In the course of testing baking recipes for a fellow cookbook writer recently, I was trying to accurately determine how many cups of flour comprise exactly 325 grams. I fluffed the flour with a fork, used the fork to pile it into a cup measure, and leveled it off with a knife. I did the same process on the same flour 10 times. I did not get the same volume measurement twice.
Beyond accuracy, there are also three good reasons why weighing most of the ingredients going into the mixing bowl fits into a greener eating lifestyle.

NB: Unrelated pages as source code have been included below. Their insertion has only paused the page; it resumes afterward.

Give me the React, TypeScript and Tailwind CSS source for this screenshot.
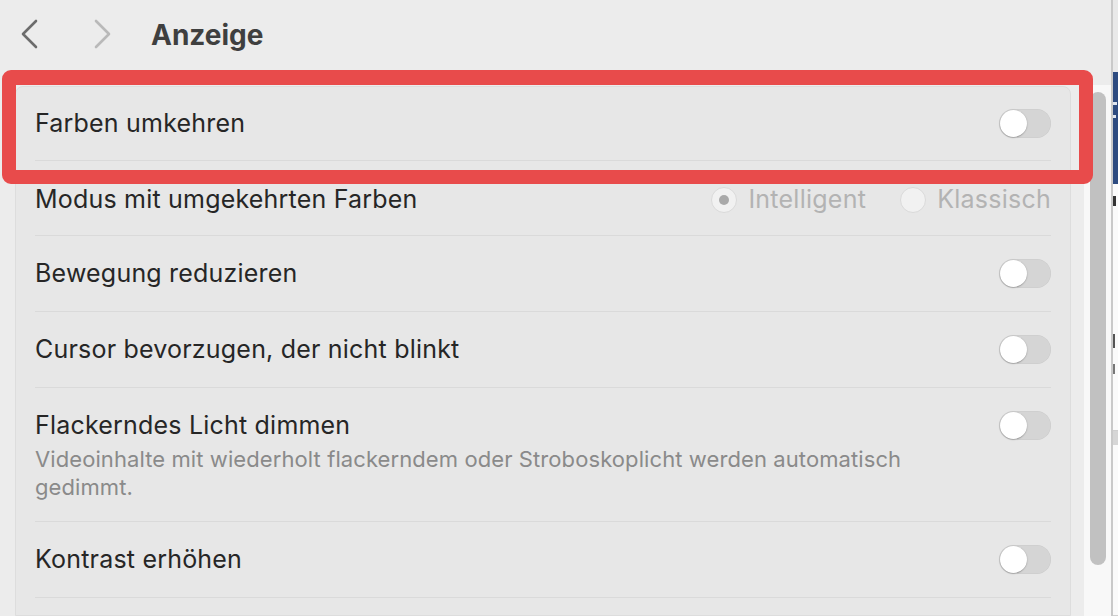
import React from "react";

const font = { fontFamily: "Inter, 'Noto Sans', 'Liberation Sans', sans-serif" };

function Toggle() {
  return (
    <div className="relative h-[29px] w-[52px] shrink-0 rounded-full bg-[#d5d5d5] shadow-[inset_0_0_0_0.5px_rgba(0,0,0,0.06)]">
      <div className="absolute left-[1px] top-[1px] h-[27px] w-[27px] rounded-full bg-white shadow-[0_0.5px_1.5px_rgba(0,0,0,0.35)]" />
    </div>
  );
}

function Radio({ checked, label }: { checked?: boolean; label: string }) {
  return (
    <div className="flex items-center gap-[11px]">
      <div className="flex h-[26px] w-[26px] items-center justify-center rounded-full border border-[#dadada] bg-[#f1f1f1]">
        {checked && <div className="h-[10px] w-[10px] rounded-full bg-[#a9a9a9]" />}
      </div>
      <span className="text-[25px] tracking-[0.25px] text-[#b3b3b3]">{label}</span>
    </div>
  );
}

function Row({ label, h, children, pt }: { label: string; h: string; children?: React.ReactNode; pt?: string }) {
  return (
    <div className={`flex items-center justify-between border-b border-[#dadada] ${h}`}>
      <span className={`text-[25px] tracking-[0.2px] text-[#262626] ${pt ?? ""}`}>{label}</span>
      {children}
    </div>
  );
}

export default function App() {
  return (
    <div className="relative flex h-[616px] w-[1118px] overflow-hidden bg-[#ececec]" style={font}>
      <div className="flex w-[1111px] flex-col">
        <div className="flex h-[85px] shrink-0 items-start pt-[19px]">
          <svg className="ml-[20px]" width="20" height="30" viewBox="0 0 20 30">
            <path d="M16 2 L3 15 L16 28" fill="none" stroke="#6c6c6c" strokeWidth="2.6" strokeLinecap="round" strokeLinejoin="round" />
          </svg>
          <svg className="ml-[53px]" width="20" height="30" viewBox="0 0 20 30">
            <path d="M3 2 L16 15 L3 28" fill="none" stroke="#b9b9b9" strokeWidth="2.6" strokeLinecap="round" strokeLinejoin="round" />
          </svg>
          <span className="ml-[38px] mt-[-5px] text-[28px] font-bold text-[#3f3f3f]">Anzeige</span>
        </div>
        <div className="flex min-h-0 flex-1">
          <div className="ml-[15px] mt-[1px] w-[1056px] shrink-0 rounded-t-[8px] border border-[#dddddd] bg-[#e7e7e7] pl-[19px] pr-[19px]">
            <Row label="Farben umkehren" h="h-[74px]">
              <Toggle />
            </Row>
            <Row label="Modus mit umgekehrten Farben" h="h-[75px]" pt="pt-[3px]">
              <div className="flex items-center gap-[34px] pt-[3px]">
                <Radio checked label="Intelligent" />
                <Radio label="Klassisch" />
              </div>
            </Row>
            <Row label="Bewegung reduzieren" h="h-[76px]">
              <Toggle />
            </Row>
            <Row label="Cursor bevorzugen, der nicht blinkt" h="h-[76px]">
              <Toggle />
            </Row>
            <div className="flex h-[134px] items-start justify-between border-b border-[#dadada] pt-[23px]">
              <div className="flex flex-col">
                <span className="text-[25px] leading-[28px] tracking-[0.2px] text-[#262626]">Flackerndes Licht dimmen</span>
                <span className="mt-[6px] text-[22px] leading-[28px] tracking-[0.09px] text-[#8a8a8a]">
                  Videoinhalte mit wiederholt flackerndem oder Stroboskoplicht werden automatisch
                  <br />
                  gedimmt.
                </span>
              </div>
              <Toggle />
            </div>
            <Row label="Kontrast erhöhen" h="h-[76px]">
              <Toggle />
            </Row>
            <div className="h-[76px]" />
          </div>
          <div className="ml-[13px] flex w-[27px] shrink-0 justify-center bg-[#f8f8f8] pt-[7px]">
            <div className="h-[473px] w-[16px] rounded-full bg-[#c1c1c1]" />
          </div>
        </div>
      </div>
      <div className="flex w-[7px] flex-col border-l-2 border-[#c9c9c9]">
        <div className="h-[78px] bg-[#e9e9e9]" />
        <div className="flex h-[119px] flex-col bg-[#2d4b80] pt-[30px]">
          <div className="h-[3px] w-[4px] bg-[#dfe5ef]" />
          <div className="mt-[10px] h-[3px] w-[3px] bg-[#dfe5ef]" />
        </div>
        <div className="flex flex-1 flex-col bg-[#fafafa] pt-[12px]">
          <div className="h-[10px] w-[3px] bg-[#333]" />
          <div className="mt-[128px] h-[14px] w-[2px] bg-[#555]" />
          <div className="mt-[16px] h-[10px] w-[2px] bg-[#777]" />
          <div className="mt-[56px] h-[1px] w-full bg-[#cfcfcf]" />
          <div className="h-[14px] w-full bg-[#d6d6d6]" />
          <div className="mt-[170px] h-[1px] w-full bg-[#cfcfcf]" />
        </div>
      </div>
      <div className="pointer-events-none absolute left-[2px] top-[70px] h-[114px] w-[1091px] rounded-[9px] border-[14px] border-t-[15px] border-[#e84b4b]" />
    </div>
  );
}
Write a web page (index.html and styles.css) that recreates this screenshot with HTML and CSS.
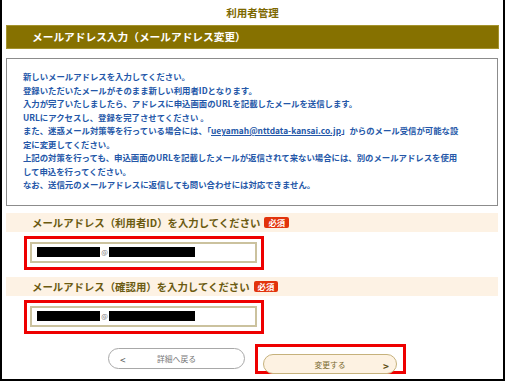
FILE: index.html
```html
<!DOCTYPE html>
<html lang="ja">
<head>
  <meta charset="UTF-8" />
  <meta name="viewport" content="width=device-width, initial-scale=1" />
  <title>利用者管理</title>
  <link rel="stylesheet" href="styles.css">
</head>
<body>
  <div class="page">
    <h1 class="title">利用者管理</h1>
    <div class="banner">メールアドレス入力（メールアドレス変更）</div>

    <div class="notice">
      新しいメールアドレスを入力してください。<br>
      登録いただいたメールがそのまま新しい利用者IDとなります。<br>
      入力が完了いたしましたら、アドレスに申込画面のURLを記載したメールを送信します。<br>
      URLにアクセスし、登録を完了させてください 。<br>
      また、迷惑メール対策等を行っている場合には、「<a class="mail" href="#">ueyamah@nttdata-kansai.co.jp</a>」からのメール受信が可能な設<br>
      定に変更してください。<br>
      上記の対策を行っても、申込画面のURLを記載したメールが返信されて来ない場合には、別のメールアドレスを使用<br>
      して申込を行ってください。<br>
      なお、送信元のメールアドレスに返信しても問い合わせには対応できません。
    </div>

    <div class="field-label">メールアドレス（利用者ID）を入力してください<span class="req">必須</span></div>
    <div class="mark mark-input">
      <div class="input"><span class="mask mask-a"></span><span class="at">@</span><span class="mask mask-b"></span></div>
    </div>

    <div class="field-label">メールアドレス（確認用）を入力してください<span class="req">必須</span></div>
    <div class="mark mark-input">
      <div class="input"><span class="mask mask-a"></span><span class="at">@</span><span class="mask mask-b"></span></div>
    </div>

    <div class="actions">
      <button class="btn btn-back"><span class="arrow">&lt;</span>詳細へ戻る</button>
      <div class="mark mark-btn">
        <button class="btn btn-next">変更する<span class="arrow">&gt;</span></button>
      </div>
    </div>
  </div>
</body>
</html>
```

FILE: styles.css
```css
* {
  box-sizing: border-box;
}

body {
  margin: 0;
  font-family: "Noto Sans CJK JP", "Noto Sans", sans-serif;
  background: #fff;
}

.page {
  width: 505px;
  height: 381px;
  border: 2px solid #000;
  border-top: none;
  padding: 0 4px 0 4px;
  display: flex;
  flex-direction: column;
  overflow: hidden;
}

.title {
  margin: 5px 0 0;
  font-size: 10.5px;
  line-height: 15px;
  font-weight: bold;
  text-align: center;
  color: #7c6800;
}

.banner {
  flex: none;
  margin-top: 5px;
  height: 24px;
  background: #867100;
  border: 1px solid #a4932e;
  color: #fff;
  font-size: 10.7px;
  font-weight: bold;
  line-height: 22px;
  padding-left: 25px;
  white-space: nowrap;
}

.notice {
  flex: none;
  margin-top: 9px;
  border: 1px solid #8c8c8c;
  padding: 11px 0 13px 16px;
  font-size: 8.4px;
  line-height: 13.5px;
  font-weight: bold;
  color: #2457a8;
  white-space: nowrap;
  margin-right: 1px;
}

.mail {
  color: #2457a8;
  text-decoration: underline;
}

.field-label {
  flex: none;
  margin-top: 7px;
  height: 19px;
  background: #fdf2e4;
  padding-left: 26px;
  font-size: 10.4px;
  line-height: 19px;
  font-weight: bold;
  color: #6b5a10;
  display: flex;
  align-items: center;
  white-space: nowrap;
  margin-right: 1px;
}

.req {
  margin-left: 4px;
  background: #e2330c;
  color: #fff;
  font-size: 8.4px;
  font-weight: bold;
  line-height: 11px;
  height: 11px;
  padding: 0 4px;
  border-radius: 2px;
}

.mark {
  flex: none;
  border: 3px solid #ee0000;
}

.mark-input {
  margin: 4px 0 0 18px;
  width: 240px;
  height: 34px;
  padding: 3px 4px 3px 3px;
}

.input {
  height: 21px;
  border: 2px solid #cbc29e;
  background: #fff;
  display: flex;
  align-items: center;
  padding-left: 5px;
}

.mask {
  display: block;
  height: 10px;
  background: #000;
}

.mask-a {
  width: 63px;
}

.mask-b {
  width: 86px;
}

.at {
  font-size: 7px;
  line-height: 10px;
  color: #777;
  width: 9px;
  text-align: center;
}

.actions {
  flex: none;
  margin-top: 10px;
  padding-left: 102px;
  display: flex;
  align-items: center;
}

.btn {
  font-family: inherit;
  font-size: 7.8px;
  height: 21px;
  border-radius: 11px;
  position: relative;
  cursor: pointer;
}

.btn-back {
  width: 137px;
  background: #fff;
  border: 1px solid #a8a8a8;
  color: #777;
}

.btn-back .arrow {
  position: absolute;
  left: 11px;
  top: 3px;
  font-size: 10px;
  color: #555;
}

.mark-btn {
  margin-left: 10px;
  width: 151px;
  height: 30px;
  padding: 2px 6px 0 5px;
}

.btn-next {
  width: 134px;
  height: 20px;
  background: #fdf2e2;
  border: 1px solid #c6b27c;
  color: #7a6a2e;
}

.btn-next .arrow {
  position: absolute;
  right: 7px;
  top: 3px;
  font-size: 10px;
  font-weight: bold;
  color: #5d4f14;
}
```
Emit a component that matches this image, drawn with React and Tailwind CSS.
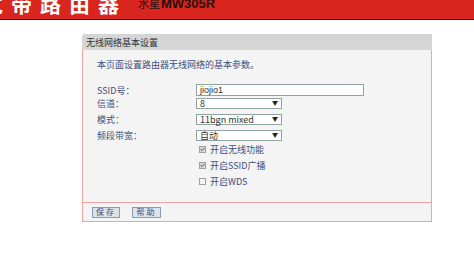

Pulling out the scale instead of measuring cups and spoons conserves time because it’s easier to put the bowl on the scale and add the ingredients in sequence by weight than it is to measure each one separately. A tenuous sustainability link, perhaps. But it does back up my assertion that greener cooking doesn’t have to be time consuming.
Weighing ingredients also reduces water usage because there are fewer dishes to wash at the end of the process. Just think how much water it takes to wash out the peanut butter residue on a measuring cup. Set the mixing bowl on the scale and simply use a spoon to pile in the required weight of peanut butter. And it could potentially cut down on food waste. While in my testing, the variation in the weight of my volume measurements was a five percent spread, in a similar King Arthur Flour Company test across a group of home bakers, weights varied up to 20 percent. A spread that big could very well affect how much your cookie batter spreads, how high your cake doesn’t rise and how easy, or not, your pie dough is to roll. These conditions could, in turn, easily influence whether the resulting goods are gobbled up – or chucked in the bin. Weighing ingredients also makes it easy to increase (or decrease) recipes to the size you actually need.
Waste not, want not? Weigh it.
Christine Burns Rudalevige is a food writer, a recipe developer and tester and a cooking teacher in Brunswick, and the author of “Green Plate Special,” a new cookbook from Islandport Press based on these columns. She can be contacted at: cburns1227@gmail.com.
Old-Fashioned Spice Cake with Blueberry Jam and Whipped Cream Frosting
I recently was chatting with a friend who was lamenting the lack of spice cake in his life. I dug out the recipe for one I used to make – on a splattered page of my 1980 copy of “The Good Housekeeping Illustrated Cookbook” – when I was growing up. Then I updated it with weights instead of measures. Turtle Rock Farm in Freeport makes a blueberry cardamom “spreadable fruit preserve” that plays into the theme of this cake very well.
Makes one (8-inch) double layer cake
FOR THE CAKE:
200 grams (2 cups) cake flour
180 grams (3/4 cup) milk
150 grams (3/4 cup) granulated sugar
115 grams (1/2 cup) light brown sugar
113 grams (1/2 cup) butter, softened to room temperature
2 eggs
21/2 teaspoons baking powder
1 teaspoon salt
1 teaspoon ground cinnamon
1 teaspoon ground allspice
1/2 teaspoon ground cloves
1/2 teaspoon ground nutmeg
1 teaspoon vanilla extract
226 grams (1 cup) blueberry preserves
FOR THE FROSTING:
232 grams (2 cups) heavy cream
56 grams (1/4 cup) confectioners’ sugar
1/8 teaspoon salt
1 teaspoon vanilla extract
To make the cake, preheat the oven to 375 degrees F. Grease and flour 2 (8-inch) round cake pans.
Measure all the ingredients into a large mixing bowl. With a mixer running at low speed, beat all ingredients until just combined. Increase the mixing speed to high, and beat for 3 minutes. Divide the batter evenly between the prepared pans. Bake 25 to 30 minutes until a skewer inserted into the middle of each comes out clean. Cool completely on racks.
To make the frosting, measure the cream, confectioners’ sugar and salt into a mixing bowl. Beat on high speed until stiff peaks form. Fold in vanilla.
Invert 1 layer of the cake onto a plate. Spread the blueberry preserves over it in a thin layer. Spread a thin layer of cream on top of the preserves. Top with the second layer of the cake. Frost completely. Store frosted cake in the refrigerator until ready to serve.